Data extracted from a collection
·····

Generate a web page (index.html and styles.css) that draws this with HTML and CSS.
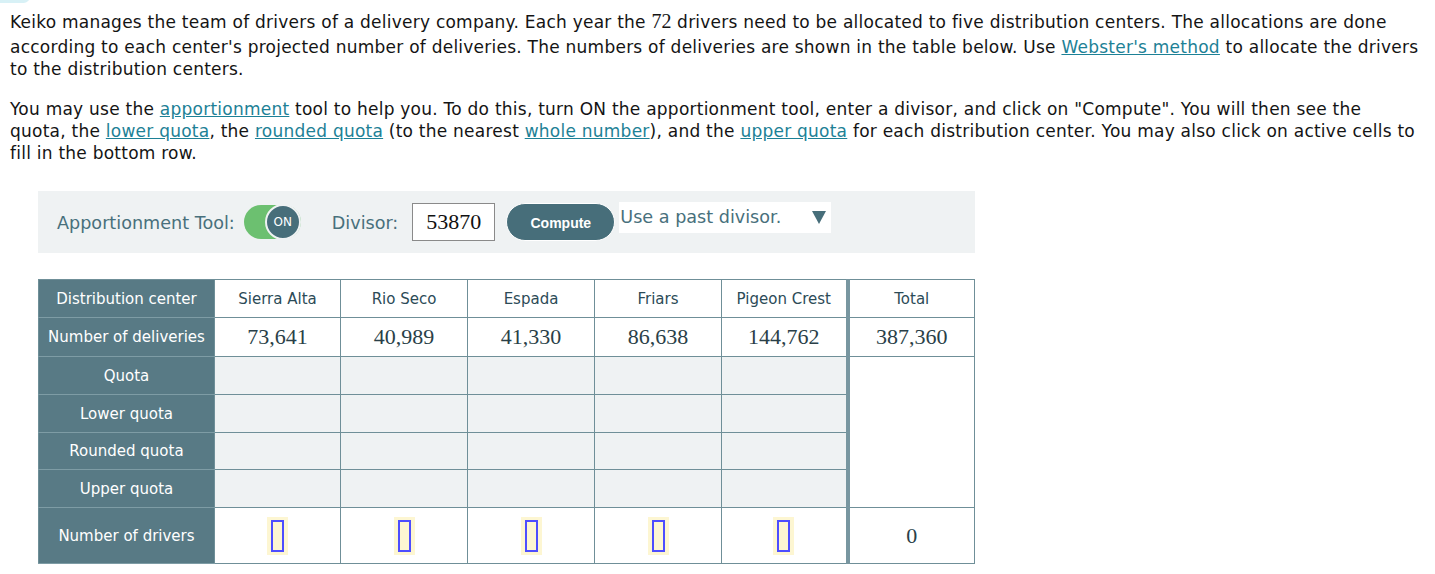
FILE: index.html
```html
<!DOCTYPE html>
<html>
<head>
<meta charset="utf-8">
<link rel="stylesheet" href="styles.css">
</head>
<body>
<div class="corner-deco"></div>
<div class="content">
  <p class="para">Keiko manages the team of drivers of a delivery company. Each year the <span class="num">72</span> drivers need to be allocated to five distribution centers. The allocations are done according to each center's projected number of deliveries. The numbers of deliveries are shown in the table below. Use <a href="#">Webster's method</a> to allocate the drivers to the distribution centers.</p>
  <p class="para para-narrow">You may use the <a href="#">apportionment</a> tool to help you. To do this, turn ON the apportionment tool, enter a divisor, and click on "Compute". You will then see the quota, the <a href="#">lower quota</a>, the <a href="#">rounded quota</a> (to the nearest <a href="#">whole number</a>), and the <a href="#">upper quota</a> for each distribution center. You may also click on active cells to fill in the bottom row.</p>

  <div class="toolbar">
    <span class="tool-label">Apportionment Tool:</span>
    <span class="toggle"><span class="knob">ON</span></span>
    <span class="tool-label divisor-label">Divisor:</span>
    <span class="divisor-input">53870</span>
    <span class="compute-btn">Compute</span>
    <span class="past-select"><span class="past-text">Use a past divisor.</span><svg class="arrow" width="14" height="13" viewBox="0 0 14 13"><path d="M0 0 L14 0 L7 13 Z" fill="#476e7a"/></svg></span>
  </div>

  <table class="grid">
    <colgroup>
      <col class="c-head">
      <col class="c-d1">
      <col class="c-d2">
      <col class="c-d2">
      <col class="c-d2">
      <col class="c-last">
      <col class="c-total">
    </colgroup>
    <tr class="r-names">
      <th>Distribution center</th>
      <td class="name">Sierra Alta</td>
      <td class="name">Rio Seco</td>
      <td class="name">Espada</td>
      <td class="name">Friars</td>
      <td class="name sep">Pigeon Crest</td>
      <td class="name">Total</td>
    </tr>
    <tr class="r-deliv">
      <th>Number of deliveries</th>
      <td class="val">73,641</td>
      <td class="val">40,989</td>
      <td class="val">41,330</td>
      <td class="val">86,638</td>
      <td class="val sep">144,762</td>
      <td class="val">387,360</td>
    </tr>
    <tr class="r-q">
      <th>Quota</th>
      <td class="shade"></td><td class="shade"></td><td class="shade"></td><td class="shade"></td><td class="shade sep"></td>
      <td class="blank" rowspan="4"></td>
    </tr>
    <tr class="r-q">
      <th>Lower quota</th>
      <td class="shade"></td><td class="shade"></td><td class="shade"></td><td class="shade"></td><td class="shade sep"></td>
    </tr>
    <tr class="r-q r-short">
      <th>Rounded quota</th>
      <td class="shade"></td><td class="shade"></td><td class="shade"></td><td class="shade"></td><td class="shade sep"></td>
    </tr>
    <tr class="r-q">
      <th>Upper quota</th>
      <td class="shade"></td><td class="shade"></td><td class="shade"></td><td class="shade"></td><td class="shade sep"></td>
    </tr>
    <tr class="r-drivers">
      <th>Number of drivers</th>
      <td><span class="cell-input"><span class="box"></span></span></td>
      <td><span class="cell-input"><span class="box"></span></span></td>
      <td><span class="cell-input"><span class="box"></span></span></td>
      <td><span class="cell-input"><span class="box"></span></span></td>
      <td class="sep"><span class="cell-input"><span class="box"></span></span></td>
      <td class="val">0</td>
    </tr>
  </table>
</div>
</body>
</html>
```

FILE: styles.css
```css
html, body {
  margin: 0;
  padding: 0;
  background: #ffffff;
}

body {
  font-family: "DejaVu Sans", Verdana, sans-serif;
  color: #141414;
  position: relative;
}

.corner-deco {
  position: absolute;
  left: -12px;
  top: -10px;
  width: 42px;
  height: 13px;
  border-radius: 7px;
  background: #d8f1f6;
}

.content {
  padding: 6px 7px 0 10px;
}

.para {
  margin: 0 0 18px 0;
  font-size: 17px;
  letter-spacing: 0.24px;
  line-height: 22px;
}

.para-narrow {
  margin-right: 10px;
}

.num {
  font-family: "Liberation Serif", "Times New Roman", serif;
  font-size: 20px;
  line-height: 30px;
  letter-spacing: 0;
}

.para a {
  color: #1d8196;
  text-decoration: underline;
}

.toolbar {
  margin: 27px 0 0 28px;
  width: 937px;
  height: 62px;
  box-sizing: border-box;
  background: #eff2f3;
  display: flex;
  align-items: center;
  padding-left: 19px;
}

.tool-label {
  font-size: 17.6px;
  color: #48707c;
  margin-top: 1px;
}

.toggle {
  margin-left: 9px;
  width: 57px;
  height: 34px;
  border-radius: 17px;
  background: #6cc070;
  display: flex;
  justify-content: flex-end;
  align-items: center;
  box-sizing: border-box;
}

.knob {
  width: 36px;
  height: 36px;
  border-radius: 50%;
  background: #476e7a;
  border: 2px solid #eff2f3;
  box-sizing: border-box;
  color: #ffffff;
  font-size: 12px;
  display: flex;
  align-items: center;
  justify-content: center;
}

.divisor-label {
  margin-left: 31px;
}

.divisor-input {
  margin-left: 14px;
  width: 83px;
  height: 38px;
  box-sizing: border-box;
  border: 1px solid #8a8a8a;
  background: #ffffff;
  font-family: "Liberation Serif", "Times New Roman", serif;
  font-size: 22px;
  color: #111111;
  display: flex;
  align-items: center;
  justify-content: center;
}

.compute-btn {
  margin-left: 11px;
  width: 109px;
  height: 38px;
  box-sizing: border-box;
  border-radius: 19px;
  background: #476e7a;
  border: 1px solid #ffffff;
  color: #ffffff;
  font-family: "Liberation Sans", Arial, sans-serif;
  font-weight: bold;
  font-size: 14px;
  display: flex;
  align-items: center;
  justify-content: center;
  padding-top: 1px;
}

.past-select {
  margin-left: 4px;
  align-self: flex-start;
  margin-top: 11px;
  width: 212px;
  height: 31px;
  box-sizing: border-box;
  background: #ffffff;
  display: flex;
  justify-content: space-between;
  align-items: flex-start;
  padding: 5px 5px 0 1px;
}

.past-text {
  font-size: 17.6px;
  color: #48707c;
}

.past-select .arrow {
  margin-top: 4px;
  display: block;
}

.grid {
  margin: 26px 0 0 28px;
  border-collapse: collapse;
  table-layout: fixed;
  width: 937px;
  border: 1px solid #6f8f98;
}

.c-head { width: 176px; }
.c-d1 { width: 126px; }
.c-d2 { width: 127px; }
.c-last { width: 126px; }
.c-total { width: 127px; }

.grid th,
.grid td {
  border: 1px solid #6f8f98;
  padding: 0;
  text-align: center;
  vertical-align: middle;
}

.grid th {
  background: #587a85;
  color: #ffffff;
  font-weight: normal;
  font-size: 15px;
  border-color: #6f8f98 #6f8f98 #7e9ca5 #6f8f98;
}

.grid td.sep {
  border-right: 4px solid #7896a0;
}

.grid td.name {
  font-size: 15px;
  color: #2c4b57;
}

.grid td.val {
  font-family: "Liberation Serif", "Times New Roman", serif;
  font-size: 22px;
  color: #2a3f48;
}

.r-names { height: 38px; }
.r-deliv { height: 39px; }
.r-q { height: 38px; }
.r-short { height: 37px; }
.r-drivers { height: 56px; }

.grid td.shade {
  background: #eff2f3;
}

.grid td.blank {
  background: #ffffff;
}

.cell-input {
  display: inline-block;
  vertical-align: middle;
  background: #fdf6d2;
  padding: 3px 4px;
  line-height: 0;
}

.cell-input .box {
  display: inline-block;
  width: 13px;
  height: 32px;
  box-sizing: border-box;
  border: 2px solid #4d4dff;
  background: #fdf6d2;
}
```
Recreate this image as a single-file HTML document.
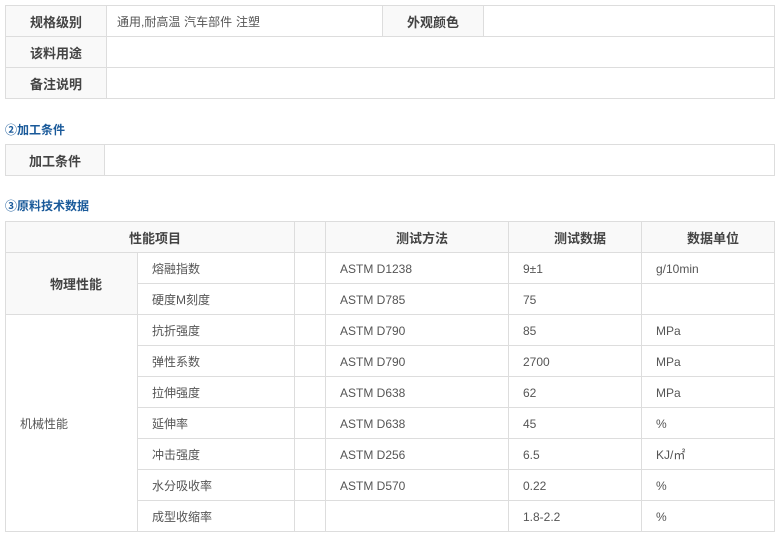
<!DOCTYPE html>
<html lang="zh">
<head>
<meta charset="utf-8">
<title>原料技术数据</title>
<style>
html,body{margin:0;padding:0;background:#fff}
body{position:relative;width:779px;height:539px;overflow:hidden;font-family:"Liberation Sans","WenQuanYi Zen Hei","Noto Sans CJK SC",sans-serif;font-size:12px;color:#555}
div{position:absolute}
.bg{background:#f9f9f9}
.h{height:1px;background:#ddd}
.v{width:1px;background:#ddd}
.t{height:20px;line-height:20px;white-space:nowrap}
.b{font-size:13px;font-weight:bold;color:#444;margin-top:1px}
.s{font-weight:bold;color:#1a5a9a}
</style>
</head>
<body>
<!-- shaded cells -->
<div class="bg" style="left:5px;top:5px;width:101px;height:93px"></div>
<div class="bg" style="left:382px;top:5px;width:101px;height:31px"></div>
<div class="bg" style="left:5px;top:144px;width:99px;height:31px"></div>
<div class="bg" style="left:5px;top:221px;width:769px;height:31px"></div>
<div class="bg" style="left:5px;top:252px;width:132px;height:62px"></div>

<!-- table 1 lines -->
<div class="h" style="left:5px;top:5px;width:770px"></div>
<div class="h" style="left:5px;top:36px;width:770px"></div>
<div class="h" style="left:5px;top:67px;width:770px"></div>
<div class="h" style="left:5px;top:98px;width:770px"></div>
<div class="v" style="left:5px;top:5px;height:94px"></div>
<div class="v" style="left:106px;top:5px;height:94px"></div>
<div class="v" style="left:382px;top:5px;height:31px"></div>
<div class="v" style="left:483px;top:5px;height:31px"></div>
<div class="v" style="left:774px;top:5px;height:94px"></div>

<!-- table 2 lines -->
<div class="h" style="left:5px;top:144px;width:770px"></div>
<div class="h" style="left:5px;top:175px;width:770px"></div>
<div class="v" style="left:5px;top:144px;height:32px"></div>
<div class="v" style="left:104px;top:144px;height:32px"></div>
<div class="v" style="left:774px;top:144px;height:32px"></div>

<!-- table 3 lines -->
<div class="h" style="left:5px;top:221px;width:770px"></div>
<div class="h" style="left:5px;top:252px;width:770px"></div>
<div class="h" style="left:137px;top:283px;width:638px"></div>
<div class="h" style="left:5px;top:314px;width:770px"></div>
<div class="h" style="left:137px;top:345px;width:638px"></div>
<div class="h" style="left:137px;top:376px;width:638px"></div>
<div class="h" style="left:137px;top:407px;width:638px"></div>
<div class="h" style="left:137px;top:438px;width:638px"></div>
<div class="h" style="left:137px;top:469px;width:638px"></div>
<div class="h" style="left:137px;top:500px;width:638px"></div>
<div class="h" style="left:5px;top:531px;width:770px"></div>
<div class="v" style="left:5px;top:221px;height:311px"></div>
<div class="v" style="left:137px;top:252px;height:280px"></div>
<div class="v" style="left:294px;top:221px;height:311px"></div>
<div class="v" style="left:325px;top:221px;height:311px"></div>
<div class="v" style="left:508px;top:221px;height:311px"></div>
<div class="v" style="left:641px;top:221px;height:311px"></div>
<div class="v" style="left:774px;top:221px;height:311px"></div>

<!-- table 1 text -->
<div class="t b" style="left:30px;top:12px">规格级别</div>
<div class="t" style="left:117px;top:12px;word-spacing:.5px">通用,耐高温 汽车部件 注塑</div>
<div class="t b" style="left:407px;top:12px">外观颜色</div>
<div class="t b" style="left:30px;top:43px">该料用途</div>
<div class="t b" style="left:30px;top:74px">备注说明</div>

<!-- section 2 -->
<div class="t s" style="left:5px;top:120px">②加工条件</div>
<div class="t b" style="left:29px;top:151px">加工条件</div>

<!-- section 3 -->
<div class="t s" style="left:5px;top:196px">③原料技术数据</div>
<div class="t b" style="left:129px;top:228px">性能项目</div>
<div class="t b" style="left:396px;top:228px">测试方法</div>
<div class="t b" style="left:554px;top:228px">测试数据</div>
<div class="t b" style="left:687px;top:228px">数据单位</div>
<div class="t b" style="left:50px;top:274px">物理性能</div>
<div class="t" style="left:20px;top:414px">机械性能</div>

<div class="t" style="left:152px;top:259px">熔融指数</div>
<div class="t" style="left:340px;top:259px">ASTM D1238</div>
<div class="t" style="left:523px;top:259px">9±1</div>
<div class="t" style="left:656px;top:259px">g/10min</div>

<div class="t" style="left:152px;top:290px">硬度M刻度</div>
<div class="t" style="left:340px;top:290px">ASTM D785</div>
<div class="t" style="left:523px;top:290px">75</div>

<div class="t" style="left:152px;top:321px">抗折强度</div>
<div class="t" style="left:340px;top:321px">ASTM D790</div>
<div class="t" style="left:523px;top:321px">85</div>
<div class="t" style="left:656px;top:321px">MPa</div>

<div class="t" style="left:152px;top:352px">弹性系数</div>
<div class="t" style="left:340px;top:352px">ASTM D790</div>
<div class="t" style="left:523px;top:352px">2700</div>
<div class="t" style="left:656px;top:352px">MPa</div>

<div class="t" style="left:152px;top:383px">拉伸强度</div>
<div class="t" style="left:340px;top:383px">ASTM D638</div>
<div class="t" style="left:523px;top:383px">62</div>
<div class="t" style="left:656px;top:383px">MPa</div>

<div class="t" style="left:152px;top:414px">延伸率</div>
<div class="t" style="left:340px;top:414px">ASTM D638</div>
<div class="t" style="left:523px;top:414px">45</div>
<div class="t" style="left:656px;top:414px">%</div>

<div class="t" style="left:152px;top:445px">冲击强度</div>
<div class="t" style="left:340px;top:445px">ASTM D256</div>
<div class="t" style="left:523px;top:445px">6.5</div>
<div class="t" style="left:656px;top:445px">KJ/㎡</div>

<div class="t" style="left:152px;top:476px">水分吸收率</div>
<div class="t" style="left:340px;top:476px">ASTM D570</div>
<div class="t" style="left:523px;top:476px">0.22</div>
<div class="t" style="left:656px;top:476px">%</div>

<div class="t" style="left:152px;top:507px">成型收缩率</div>
<div class="t" style="left:523px;top:507px">1.8-2.2</div>
<div class="t" style="left:656px;top:507px">%</div>
</body>
</html>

·····

### [Written exercise]
Tally up the lines in the preceding listing that contain the string "index". Respond with the number and nothing else.

### [Solution to this exercise]
2